- Poster
- Directed by: Tracy Lucca
- Written by: Tracy Lucca
- Produced by: Michel Grey; Lynne Lucca; Tracy Lucca; Dino F. Petrongolo; Mark Riccadonna;
- Starring: K. O'Rourke; Nicholas Baroudi; Melissa Connell; Constantine Maroulis; Antonio Corone; Katie Stahl;
- Music by: Paul Lewis
- Release date: March 19, 2021;
- Running time: 93 minutes
- Country: United States
- Language: English

= Dark State (film) =

Dark State is a 2021 American mystery crime drama thriller film written and directed by Tracy Lucca.
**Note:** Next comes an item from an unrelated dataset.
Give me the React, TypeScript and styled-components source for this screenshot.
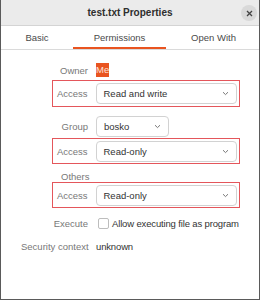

The film stars K. O'Rourke, Nicholas Baroudi, Melissa Connell, Constantine Maroulis, Antonio Corone and Katie Stahl. The film's art director was David Keane. The film had a limited release in the United States on March 19, 2021.

==Cast==
- K. O'Rourke as Alicia Gazzara
- Nicholas Baroudi as Russell "Rusty"
- Melissa Connell as Lilith
- Constantine Maroulis as Adorno
- Antoni Corone as Joe "Joeboy"
- Katie Stahl
- Terence Gleeson as Hippie

==Reception==
Alan Ng of Film Threat wrote "Dark State is a film with something interesting to say about the world around us and questions who is really in charge and what a person has to give up or compromise to fulfill that American Dream".

According to Marc Savlov of The Austin Chronicle, "That might be your cup of Bilderbergian-flavored hydroxychloroquine paranoiac politics but I found it to be yet another depressing reminder of how far we've fallen".